■ WORK TO DO:
Leave out the pictures and transcribe everything else exactly.

■ INFORMATION SHOWN:
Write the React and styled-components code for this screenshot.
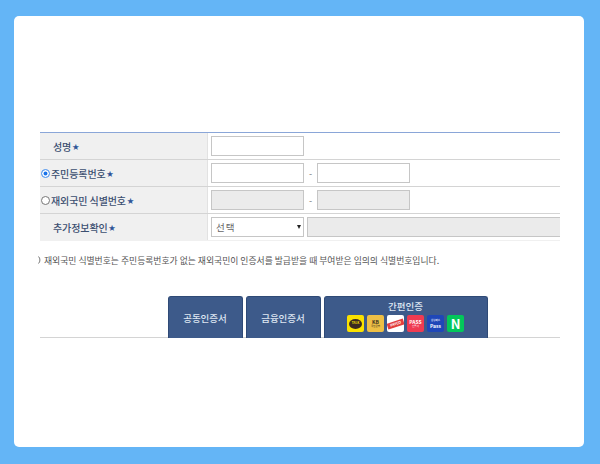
import styled, { createGlobalStyle } from "styled-components";

const GlobalStyle = createGlobalStyle`
  html, body {
    margin: 0;
    padding: 0;
    height: 100%;
    background: #64b5f6;
    font-family: "Noto Sans CJK KR", "Noto Sans", sans-serif;
  }
`;

const Panel = styled.div`
  box-sizing: border-box;
  width: 570px;
  height: 431px;
  margin: 16px 0 0 14px;
  padding: 116px 24px 0 26px;
  background: #fff;
  border-radius: 5px;
  overflow: hidden;
`;

const Form = styled.div`
  width: 520px;
  border-top: 1px solid #8aa6d8;
`;

const Row = styled.div`
  display: grid;
  grid-template-columns: 168px 352px;
  height: 26px;
  border-bottom: 1px solid ${(p) => (p.$last ? "#f0f0f0" : "#d4d4d4")};
`;

const Label = styled.div`
  display: flex;
  align-items: center;
  padding-left: ${(p) => (p.$radio ? "1px" : "13px")};
  background: #f0f0f0;
  border-right: 1px solid #e2e2e2;
  color: #3c4f70;
  font-size: 10px;
  font-weight: 500;
  letter-spacing: -0.1px;
  white-space: nowrap;
`;

const Star = styled.span`
  margin-left: 1px;
  color: #2f5597;
  font-size: 7px;
`;

const Radio = styled.span`
  box-sizing: border-box;
  flex: none;
  width: 9px;
  height: 9px;
  margin-right: 1px;
  border-radius: 50%;
  background: ${(p) => (p.$on ? "#1a73e8" : "#fff")};
  border: 1px solid ${(p) => (p.$on ? "#6aa5f0" : "#777")};
  box-shadow: ${(p) => (p.$on ? "inset 0 0 0 1.5px #fff" : "none")};
`;

const Cell = styled.div`
  display: flex;
  align-items: center;
  padding-left: 3px;
  min-width: 0;
  overflow: hidden;
`;

const Field = styled.div`
  box-sizing: border-box;
  flex: none;
  width: ${(p) => p.$width || 93}px;
  height: 20px;
  margin-left: ${(p) => (p.$width ? "3px" : "0")};
  background: ${(p) => (p.$off ? "#ebebeb" : "#fff")};
  border: 1px solid #c6c6c6;
`;

const Dash = styled.span`
  width: 13px;
  color: #777;
  font-size: 9px;
  text-align: center;
`;

const Select = styled.div`
  box-sizing: border-box;
  display: flex;
  align-items: center;
  justify-content: space-between;
  flex: none;
  width: 93px;
  height: 20px;
  padding: 0 2px 0 4px;
  border: 1px solid #c6c6c6;
  background: #fff;
  color: #666;
  font-size: 9.5px;
  letter-spacing: 1px;
`;

const Arrow = styled.span`
  width: 0;
  height: 0;
  border-left: 2.5px solid transparent;
  border-right: 2.5px solid transparent;
  border-top: 4px solid #222;
`;

const Note = styled.div`
  display: flex;
  align-items: center;
  gap: 3px;
  height: 16px;
  margin: 11px 0 28px -2px;
  color: #555;
  font-size: 8.82px;
  white-space: nowrap;
`;

const Actions = styled.div`
  box-sizing: border-box;
  display: flex;
  gap: 3px;
  width: 520px;
  height: 42px;
  padding-left: 127.5px;
  border-bottom: 1px solid #d4d4d4;
`;

const Button = styled.div`
  box-sizing: border-box;
  display: flex;
  flex-direction: column;
  align-items: center;
  justify-content: ${(p) => (p.$wide ? "flex-start" : "center")};
  width: ${(p) => (p.$wide ? "164px" : "75px")};
  height: 42px;
  padding-top: ${(p) => (p.$wide ? "2px" : "0")};
  background: #3d5a8a;
  border: 1px solid #2f4a76;
  border-bottom: none;
  border-radius: 3px 3px 0 0;
  color: #dfe7f2;
  font-size: 9.5px;
  font-weight: 500;
`;

const Tiles = styled.div`
  display: flex;
  gap: 3px;
  margin-top: 2px;
`;

const Tile = styled.div`
  box-sizing: border-box;
  display: flex;
  align-items: center;
  justify-content: center;
  width: 17px;
  height: 17px;
  border-radius: 2px;
  background: ${(p) => p.$bg};
  color: ${(p) => p.$color || "#fff"};
  font-size: ${(p) => p.$size || 5}px;
  font-weight: 700;
  line-height: 1;
  overflow: hidden;
  white-space: nowrap;
`;

const Bubble = styled.span`
  display: flex;
  align-items: center;
  justify-content: center;
  width: 13px;
  height: 10px;
  border-radius: 50%;
  background: #3b2a20;
  color: #fae100;
  font-size: 3px;
`;

const Stamp = styled.span`
  padding: 1px 3px;
  background: #e23d3d;
  color: #fff;
  font-size: 3.5px;
  transform: rotate(-18deg);
`;

const Stack = styled.span`
  display: flex;
  flex-direction: column;
  align-items: center;
  gap: 1px;
`;

const Tiny = styled.span`
  font-size: 2.5px;
  font-weight: 400;
`;

function Req() {
  return <Star>★</Star>;
}

export default function App() {
  return (
    <>
      <GlobalStyle />
      <Panel>
        <Form>
          <Row>
            <Label>
              성명
              <Req />
            </Label>
            <Cell>
              <Field />
            </Cell>
          </Row>
          <Row>
            <Label $radio>
              <Radio $on />
              주민등록번호
              <Req />
            </Label>
            <Cell>
              <Field />
              <Dash>-</Dash>
              <Field />
            </Cell>
          </Row>
          <Row>
            <Label $radio>
              <Radio />
              재외국민 식별번호
              <Req />
            </Label>
            <Cell>
              <Field $off />
              <Dash>-</Dash>
              <Field $off />
            </Cell>
          </Row>
          <Row $last>
            <Label>
              추가정보확인
              <Req />
            </Label>
            <Cell>
              <Select>
                선택
                <Arrow />
              </Select>
              <Field $off $width={270} />
            </Cell>
          </Row>
        </Form>
        <Note>
          <svg width="3" height="8" viewBox="0 0 3 8">
            <path d="M0.5 0.5 A5 5 0 0 1 0.5 7.5" fill="none" stroke="#555" strokeWidth="0.8" />
          </svg>
          재외국민 식별번호는 주민등록번호가 없는 재외국민이 인증서를 발급받을 때 부여받은 임의의 식별번호입니다.
        </Note>
        <Actions>
          <Button>공동인증서</Button>
          <Button>금융인증서</Button>
          <Button $wide>
            간편인증
            <Tiles>
              <Tile $bg="#fae100">
                <Bubble>TALK</Bubble>
              </Tile>
              <Tile $bg="#eebf45" $color="#3a3020">
                <Stack>
                  <span>KB</span>
                  <Tiny>국민은행</Tiny>
                </Stack>
              </Tile>
              <Tile $bg="#fff">
                <Stamp>PAYCO</Stamp>
              </Tile>
              <Tile $bg="#ef3b52">
                <Stack>
                  <span>PASS</span>
                  <Tiny>인증서</Tiny>
                </Stack>
              </Tile>
              <Tile $bg="#1f47b8">
                <Stack>
                  <Tiny>삼성패스</Tiny>
                  <span>Pass</span>
                </Stack>
              </Tile>
              <Tile $bg="#03c75a" $size={13}>
                N
              </Tile>
            </Tiles>
          </Button>
        </Actions>
      </Panel>
    </>
  );
}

■ WRITTEN RESPONSE:
Write the React and styled-components code for this screenshot.
import styled, { createGlobalStyle } from "styled-components";

const GlobalStyle = createGlobalStyle`
  html, body {
    margin: 0;
    padding: 0;
    height: 100%;
    background: #64b5f6;
    font-family: "Noto Sans CJK KR", "Noto Sans", sans-serif;
  }
`;

const Panel = styled.div`
  box-sizing: border-box;
  width: 570px;
  height: 431px;
  margin: 16px 0 0 14px;
  padding: 116px 24px 0 26px;
  background: #fff;
  border-radius: 5px;
  overflow: hidden;
`;

const Form = styled.div`
  width: 520px;
  border-top: 1px solid #8aa6d8;
`;

const Row = styled.div`
  display: grid;
  grid-template-columns: 168px 352px;
  height: 26px;
  border-bottom: 1px solid ${(p) => (p.$last ? "#f0f0f0" : "#d4d4d4")};
`;

const Label = styled.div`
  display: flex;
  align-items: center;
  padding-left: ${(p) => (p.$radio ? "1px" : "13px")};
  background: #f0f0f0;
  border-right: 1px solid #e2e2e2;
  color: #3c4f70;
  font-size: 10px;
  font-weight: 500;
  letter-spacing: -0.1px;
  white-space: nowrap;
`;

const Star = styled.span`
  margin-left: 1px;
  color: #2f5597;
  font-size: 7px;
`;

const Radio = styled.span`
  box-sizing: border-box;
  flex: none;
  width: 9px;
  height: 9px;
  margin-right: 1px;
  border-radius: 50%;
  background: ${(p) => (p.$on ? "#1a73e8" : "#fff")};
  border: 1px solid ${(p) => (p.$on ? "#6aa5f0" : "#777")};
  box-shadow: ${(p) => (p.$on ? "inset 0 0 0 1.5px #fff" : "none")};
`;

const Cell = styled.div`
  display: flex;
  align-items: center;
  padding-left: 3px;
  min-width: 0;
  overflow: hidden;
`;

const Field = styled.div`
  box-sizing: border-box;
  flex: none;
  width: ${(p) => p.$width || 93}px;
  height: 20px;
  margin-left: ${(p) => (p.$width ? "3px" : "0")};
  background: ${(p) => (p.$off ? "#ebebeb" : "#fff")};
  border: 1px solid #c6c6c6;
`;

const Dash = styled.span`
  width: 13px;
  color: #777;
  font-size: 9px;
  text-align: center;
`;

const Select = styled.div`
  box-sizing: border-box;
  display: flex;
  align-items: center;
  justify-content: space-between;
  flex: none;
  width: 93px;
  height: 20px;
  padding: 0 2px 0 4px;
  border: 1px solid #c6c6c6;
  background: #fff;
  color: #666;
  font-size: 9.5px;
  letter-spacing: 1px;
`;

const Arrow = styled.span`
  width: 0;
  height: 0;
  border-left: 2.5px solid transparent;
  border-right: 2.5px solid transparent;
  border-top: 4px solid #222;
`;

const Note = styled.div`
  display: flex;
  align-items: center;
  gap: 3px;
  height: 16px;
  margin: 11px 0 28px -2px;
  color: #555;
  font-size: 8.82px;
  white-space: nowrap;
`;

const Actions = styled.div`
  box-sizing: border-box;
  display: flex;
  gap: 3px;
  width: 520px;
  height: 42px;
  padding-left: 127.5px;
  border-bottom: 1px solid #d4d4d4;
`;

const Button = styled.div`
  box-sizing: border-box;
  display: flex;
  flex-direction: column;
  align-items: center;
  justify-content: ${(p) => (p.$wide ? "flex-start" : "center")};
  width: ${(p) => (p.$wide ? "164px" : "75px")};
  height: 42px;
  padding-top: ${(p) => (p.$wide ? "2px" : "0")};
  background: #3d5a8a;
  border: 1px solid #2f4a76;
  border-bottom: none;
  border-radius: 3px 3px 0 0;
  color: #dfe7f2;
  font-size: 9.5px;
  font-weight: 500;
`;

const Tiles = styled.div`
  display: flex;
  gap: 3px;
  margin-top: 2px;
`;

const Tile = styled.div`
  box-sizing: border-box;
  display: flex;
  align-items: center;
  justify-content: center;
  width: 17px;
  height: 17px;
  border-radius: 2px;
  background: ${(p) => p.$bg};
  color: ${(p) => p.$color || "#fff"};
  font-size: ${(p) => p.$size || 5}px;
  font-weight: 700;
  line-height: 1;
  overflow: hidden;
  white-space: nowrap;
`;

const Bubble = styled.span`
  display: flex;
  align-items: center;
  justify-content: center;
  width: 13px;
  height: 10px;
  border-radius: 50%;
  background: #3b2a20;
  color: #fae100;
  font-size: 3px;
`;

const Stamp = styled.span`
  padding: 1px 3px;
  background: #e23d3d;
  color: #fff;
  font-size: 3.5px;
  transform: rotate(-18deg);
`;

const Stack = styled.span`
  display: flex;
  flex-direction: column;
  align-items: center;
  gap: 1px;
`;

const Tiny = styled.span`
  font-size: 2.5px;
  font-weight: 400;
`;

function Req() {
  return <Star>★</Star>;
}

export default function App() {
  return (
    <>
      <GlobalStyle />
      <Panel>
        <Form>
          <Row>
            <Label>
              성명
              <Req />
            </Label>
            <Cell>
              <Field />
            </Cell>
          </Row>
          <Row>
            <Label $radio>
              <Radio $on />
              주민등록번호
              <Req />
            </Label>
            <Cell>
              <Field />
              <Dash>-</Dash>
              <Field />
            </Cell>
          </Row>
          <Row>
            <Label $radio>
              <Radio />
              재외국민 식별번호
              <Req />
            </Label>
            <Cell>
              <Field $off />
              <Dash>-</Dash>
              <Field $off />
            </Cell>
          </Row>
          <Row $last>
            <Label>
              추가정보확인
              <Req />
            </Label>
            <Cell>
              <Select>
                선택
                <Arrow />
              </Select>
              <Field $off $width={270} />
            </Cell>
          </Row>
        </Form>
        <Note>
          <svg width="3" height="8" viewBox="0 0 3 8">
            <path d="M0.5 0.5 A5 5 0 0 1 0.5 7.5" fill="none" stroke="#555" strokeWidth="0.8" />
          </svg>
          재외국민 식별번호는 주민등록번호가 없는 재외국민이 인증서를 발급받을 때 부여받은 임의의 식별번호입니다.
        </Note>
        <Actions>
          <Button>공동인증서</Button>
          <Button>금융인증서</Button>
          <Button $wide>
            간편인증
            <Tiles>
              <Tile $bg="#fae100">
                <Bubble>TALK</Bubble>
              </Tile>
              <Tile $bg="#eebf45" $color="#3a3020">
                <Stack>
                  <span>KB</span>
                  <Tiny>국민은행</Tiny>
                </Stack>
              </Tile>
              <Tile $bg="#fff">
                <Stamp>PAYCO</Stamp>
              </Tile>
              <Tile $bg="#ef3b52">
                <Stack>
                  <span>PASS</span>
                  <Tiny>인증서</Tiny>
                </Stack>
              </Tile>
              <Tile $bg="#1f47b8">
                <Stack>
                  <Tiny>삼성패스</Tiny>
                  <span>Pass</span>
                </Stack>
              </Tile>
              <Tile $bg="#03c75a" $size={13}>
                N
              </Tile>
            </Tiles>
          </Button>
        </Actions>
      </Panel>
    </>
  );
}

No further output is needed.